### Source data
..............................

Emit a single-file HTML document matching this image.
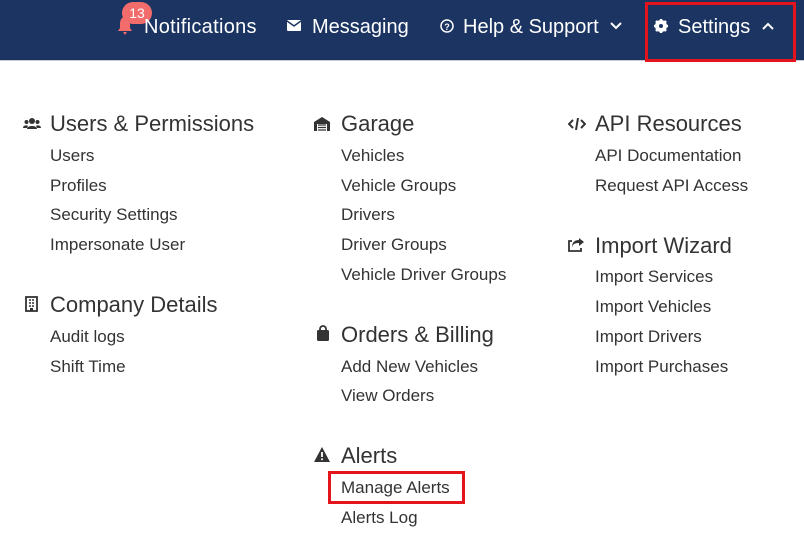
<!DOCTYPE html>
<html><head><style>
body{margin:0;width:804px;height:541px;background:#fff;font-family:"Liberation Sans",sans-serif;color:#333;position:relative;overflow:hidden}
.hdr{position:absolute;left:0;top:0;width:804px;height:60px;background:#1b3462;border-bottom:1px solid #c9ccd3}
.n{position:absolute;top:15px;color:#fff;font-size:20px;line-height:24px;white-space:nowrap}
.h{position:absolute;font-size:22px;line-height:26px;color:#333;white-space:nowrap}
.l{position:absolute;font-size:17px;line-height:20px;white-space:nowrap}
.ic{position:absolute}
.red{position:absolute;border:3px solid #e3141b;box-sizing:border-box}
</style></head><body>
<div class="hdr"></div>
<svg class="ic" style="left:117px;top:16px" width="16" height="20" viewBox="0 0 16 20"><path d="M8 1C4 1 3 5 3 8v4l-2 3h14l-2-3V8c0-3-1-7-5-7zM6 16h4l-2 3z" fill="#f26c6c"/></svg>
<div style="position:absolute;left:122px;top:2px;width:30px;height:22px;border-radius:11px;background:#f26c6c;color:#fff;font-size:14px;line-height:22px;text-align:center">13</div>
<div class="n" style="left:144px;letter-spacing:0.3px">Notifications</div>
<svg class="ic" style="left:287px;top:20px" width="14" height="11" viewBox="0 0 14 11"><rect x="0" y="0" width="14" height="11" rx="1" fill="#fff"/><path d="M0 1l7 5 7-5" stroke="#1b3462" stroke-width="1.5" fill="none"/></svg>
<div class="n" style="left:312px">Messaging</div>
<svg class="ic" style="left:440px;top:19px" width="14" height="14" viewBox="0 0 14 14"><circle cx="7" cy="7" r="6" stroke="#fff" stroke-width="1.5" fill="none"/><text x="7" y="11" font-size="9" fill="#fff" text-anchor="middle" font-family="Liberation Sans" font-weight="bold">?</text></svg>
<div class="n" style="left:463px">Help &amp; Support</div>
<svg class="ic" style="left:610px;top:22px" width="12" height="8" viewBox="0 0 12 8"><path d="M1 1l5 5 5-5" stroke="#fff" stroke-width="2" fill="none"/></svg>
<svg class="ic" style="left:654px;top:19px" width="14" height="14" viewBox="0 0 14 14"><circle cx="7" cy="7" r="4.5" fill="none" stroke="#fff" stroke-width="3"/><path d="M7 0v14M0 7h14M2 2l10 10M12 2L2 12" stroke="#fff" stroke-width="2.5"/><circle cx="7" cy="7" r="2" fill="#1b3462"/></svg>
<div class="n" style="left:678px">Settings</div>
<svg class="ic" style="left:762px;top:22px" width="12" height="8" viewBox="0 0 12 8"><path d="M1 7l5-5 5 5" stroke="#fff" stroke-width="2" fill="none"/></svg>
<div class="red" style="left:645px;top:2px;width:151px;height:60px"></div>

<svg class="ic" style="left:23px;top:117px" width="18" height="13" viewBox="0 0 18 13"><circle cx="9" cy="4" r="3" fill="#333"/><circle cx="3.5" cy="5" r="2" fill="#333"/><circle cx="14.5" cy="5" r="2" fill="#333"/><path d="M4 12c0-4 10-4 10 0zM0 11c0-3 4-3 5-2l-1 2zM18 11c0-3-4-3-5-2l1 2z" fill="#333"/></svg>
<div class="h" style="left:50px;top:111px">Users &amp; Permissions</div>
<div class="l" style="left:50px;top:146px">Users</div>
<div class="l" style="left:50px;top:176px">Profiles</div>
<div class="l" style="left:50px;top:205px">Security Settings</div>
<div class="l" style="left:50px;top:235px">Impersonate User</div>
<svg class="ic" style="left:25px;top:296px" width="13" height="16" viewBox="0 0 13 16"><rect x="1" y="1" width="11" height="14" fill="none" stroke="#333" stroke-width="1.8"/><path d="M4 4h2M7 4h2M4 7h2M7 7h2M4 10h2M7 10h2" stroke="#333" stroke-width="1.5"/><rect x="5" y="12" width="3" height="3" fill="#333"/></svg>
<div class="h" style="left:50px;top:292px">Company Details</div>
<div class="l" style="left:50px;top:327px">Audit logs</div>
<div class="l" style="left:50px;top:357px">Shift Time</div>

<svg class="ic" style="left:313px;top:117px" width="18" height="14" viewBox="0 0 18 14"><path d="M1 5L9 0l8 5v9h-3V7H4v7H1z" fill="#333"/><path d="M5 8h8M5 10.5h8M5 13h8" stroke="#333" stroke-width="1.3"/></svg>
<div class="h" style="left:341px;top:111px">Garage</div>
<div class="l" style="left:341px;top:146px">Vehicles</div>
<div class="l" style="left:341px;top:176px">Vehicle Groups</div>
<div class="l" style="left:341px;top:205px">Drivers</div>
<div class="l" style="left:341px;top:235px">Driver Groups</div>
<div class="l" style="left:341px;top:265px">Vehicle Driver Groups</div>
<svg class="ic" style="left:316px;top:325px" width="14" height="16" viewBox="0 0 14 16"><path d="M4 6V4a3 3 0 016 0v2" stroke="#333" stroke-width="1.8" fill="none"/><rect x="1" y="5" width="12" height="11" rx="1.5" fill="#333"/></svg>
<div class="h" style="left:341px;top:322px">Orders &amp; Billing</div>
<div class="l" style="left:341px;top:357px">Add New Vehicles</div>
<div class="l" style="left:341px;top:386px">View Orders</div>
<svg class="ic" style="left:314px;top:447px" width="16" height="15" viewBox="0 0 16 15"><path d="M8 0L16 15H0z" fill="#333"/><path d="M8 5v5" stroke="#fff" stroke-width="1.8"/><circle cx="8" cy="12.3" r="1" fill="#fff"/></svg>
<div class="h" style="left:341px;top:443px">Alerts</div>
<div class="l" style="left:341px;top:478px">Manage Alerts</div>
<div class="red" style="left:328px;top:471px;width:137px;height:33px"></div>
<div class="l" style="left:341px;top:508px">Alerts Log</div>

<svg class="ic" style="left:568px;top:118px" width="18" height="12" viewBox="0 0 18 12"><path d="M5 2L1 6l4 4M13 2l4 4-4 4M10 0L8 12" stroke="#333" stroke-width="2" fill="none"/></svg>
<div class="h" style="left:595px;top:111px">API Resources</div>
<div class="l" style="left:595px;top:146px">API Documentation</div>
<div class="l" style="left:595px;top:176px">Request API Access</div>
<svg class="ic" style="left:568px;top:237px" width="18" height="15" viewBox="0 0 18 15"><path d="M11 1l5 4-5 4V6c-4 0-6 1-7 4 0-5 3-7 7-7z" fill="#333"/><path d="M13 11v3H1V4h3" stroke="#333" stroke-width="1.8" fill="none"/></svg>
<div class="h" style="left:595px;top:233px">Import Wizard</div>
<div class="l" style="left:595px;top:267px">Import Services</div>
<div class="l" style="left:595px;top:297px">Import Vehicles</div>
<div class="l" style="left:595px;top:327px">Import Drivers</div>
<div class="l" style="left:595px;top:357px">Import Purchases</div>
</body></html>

..............................

### Goal
The data above should be repeated exactly, minus any pictures.

### The answer
Emit a single-file HTML document matching this image.
<!DOCTYPE html>
<html><head><style>
body{margin:0;width:804px;height:541px;background:#fff;font-family:"Liberation Sans",sans-serif;color:#333;position:relative;overflow:hidden}
.hdr{position:absolute;left:0;top:0;width:804px;height:60px;background:#1b3462;border-bottom:1px solid #c9ccd3}
.n{position:absolute;top:15px;color:#fff;font-size:20px;line-height:24px;white-space:nowrap}
.h{position:absolute;font-size:22px;line-height:26px;color:#333;white-space:nowrap}
.l{position:absolute;font-size:17px;line-height:20px;white-space:nowrap}
.ic{position:absolute}
.red{position:absolute;border:3px solid #e3141b;box-sizing:border-box}
</style></head><body>
<div class="hdr"></div>
<svg class="ic" style="left:117px;top:16px" width="16" height="20" viewBox="0 0 16 20"><path d="M8 1C4 1 3 5 3 8v4l-2 3h14l-2-3V8c0-3-1-7-5-7zM6 16h4l-2 3z" fill="#f26c6c"/></svg>
<div style="position:absolute;left:122px;top:2px;width:30px;height:22px;border-radius:11px;background:#f26c6c;color:#fff;font-size:14px;line-height:22px;text-align:center">13</div>
<div class="n" style="left:144px;letter-spacing:0.3px">Notifications</div>
<svg class="ic" style="left:287px;top:20px" width="14" height="11" viewBox="0 0 14 11"><rect x="0" y="0" width="14" height="11" rx="1" fill="#fff"/><path d="M0 1l7 5 7-5" stroke="#1b3462" stroke-width="1.5" fill="none"/></svg>
<div class="n" style="left:312px">Messaging</div>
<svg class="ic" style="left:440px;top:19px" width="14" height="14" viewBox="0 0 14 14"><circle cx="7" cy="7" r="6" stroke="#fff" stroke-width="1.5" fill="none"/><text x="7" y="11" font-size="9" fill="#fff" text-anchor="middle" font-family="Liberation Sans" font-weight="bold">?</text></svg>
<div class="n" style="left:463px">Help &amp; Support</div>
<svg class="ic" style="left:610px;top:22px" width="12" height="8" viewBox="0 0 12 8"><path d="M1 1l5 5 5-5" stroke="#fff" stroke-width="2" fill="none"/></svg>
<svg class="ic" style="left:654px;top:19px" width="14" height="14" viewBox="0 0 14 14"><circle cx="7" cy="7" r="4.5" fill="none" stroke="#fff" stroke-width="3"/><path d="M7 0v14M0 7h14M2 2l10 10M12 2L2 12" stroke="#fff" stroke-width="2.5"/><circle cx="7" cy="7" r="2" fill="#1b3462"/></svg>
<div class="n" style="left:678px">Settings</div>
<svg class="ic" style="left:762px;top:22px" width="12" height="8" viewBox="0 0 12 8"><path d="M1 7l5-5 5 5" stroke="#fff" stroke-width="2" fill="none"/></svg>
<div class="red" style="left:645px;top:2px;width:151px;height:60px"></div>

<svg class="ic" style="left:23px;top:117px" width="18" height="13" viewBox="0 0 18 13"><circle cx="9" cy="4" r="3" fill="#333"/><circle cx="3.5" cy="5" r="2" fill="#333"/><circle cx="14.5" cy="5" r="2" fill="#333"/><path d="M4 12c0-4 10-4 10 0zM0 11c0-3 4-3 5-2l-1 2zM18 11c0-3-4-3-5-2l1 2z" fill="#333"/></svg>
<div class="h" style="left:50px;top:111px">Users &amp; Permissions</div>
<div class="l" style="left:50px;top:146px">Users</div>
<div class="l" style="left:50px;top:176px">Profiles</div>
<div class="l" style="left:50px;top:205px">Security Settings</div>
<div class="l" style="left:50px;top:235px">Impersonate User</div>
<svg class="ic" style="left:25px;top:296px" width="13" height="16" viewBox="0 0 13 16"><rect x="1" y="1" width="11" height="14" fill="none" stroke="#333" stroke-width="1.8"/><path d="M4 4h2M7 4h2M4 7h2M7 7h2M4 10h2M7 10h2" stroke="#333" stroke-width="1.5"/><rect x="5" y="12" width="3" height="3" fill="#333"/></svg>
<div class="h" style="left:50px;top:292px">Company Details</div>
<div class="l" style="left:50px;top:327px">Audit logs</div>
<div class="l" style="left:50px;top:357px">Shift Time</div>

<svg class="ic" style="left:313px;top:117px" width="18" height="14" viewBox="0 0 18 14"><path d="M1 5L9 0l8 5v9h-3V7H4v7H1z" fill="#333"/><path d="M5 8h8M5 10.5h8M5 13h8" stroke="#333" stroke-width="1.3"/></svg>
<div class="h" style="left:341px;top:111px">Garage</div>
<div class="l" style="left:341px;top:146px">Vehicles</div>
<div class="l" style="left:341px;top:176px">Vehicle Groups</div>
<div class="l" style="left:341px;top:205px">Drivers</div>
<div class="l" style="left:341px;top:235px">Driver Groups</div>
<div class="l" style="left:341px;top:265px">Vehicle Driver Groups</div>
<svg class="ic" style="left:316px;top:325px" width="14" height="16" viewBox="0 0 14 16"><path d="M4 6V4a3 3 0 016 0v2" stroke="#333" stroke-width="1.8" fill="none"/><rect x="1" y="5" width="12" height="11" rx="1.5" fill="#333"/></svg>
<div class="h" style="left:341px;top:322px">Orders &amp; Billing</div>
<div class="l" style="left:341px;top:357px">Add New Vehicles</div>
<div class="l" style="left:341px;top:386px">View Orders</div>
<svg class="ic" style="left:314px;top:447px" width="16" height="15" viewBox="0 0 16 15"><path d="M8 0L16 15H0z" fill="#333"/><path d="M8 5v5" stroke="#fff" stroke-width="1.8"/><circle cx="8" cy="12.3" r="1" fill="#fff"/></svg>
<div class="h" style="left:341px;top:443px">Alerts</div>
<div class="l" style="left:341px;top:478px">Manage Alerts</div>
<div class="red" style="left:328px;top:471px;width:137px;height:33px"></div>
<div class="l" style="left:341px;top:508px">Alerts Log</div>

<svg class="ic" style="left:568px;top:118px" width="18" height="12" viewBox="0 0 18 12"><path d="M5 2L1 6l4 4M13 2l4 4-4 4M10 0L8 12" stroke="#333" stroke-width="2" fill="none"/></svg>
<div class="h" style="left:595px;top:111px">API Resources</div>
<div class="l" style="left:595px;top:146px">API Documentation</div>
<div class="l" style="left:595px;top:176px">Request API Access</div>
<svg class="ic" style="left:568px;top:237px" width="18" height="15" viewBox="0 0 18 15"><path d="M11 1l5 4-5 4V6c-4 0-6 1-7 4 0-5 3-7 7-7z" fill="#333"/><path d="M13 11v3H1V4h3" stroke="#333" stroke-width="1.8" fill="none"/></svg>
<div class="h" style="left:595px;top:233px">Import Wizard</div>
<div class="l" style="left:595px;top:267px">Import Services</div>
<div class="l" style="left:595px;top:297px">Import Vehicles</div>
<div class="l" style="left:595px;top:327px">Import Drivers</div>
<div class="l" style="left:595px;top:357px">Import Purchases</div>
</body></html>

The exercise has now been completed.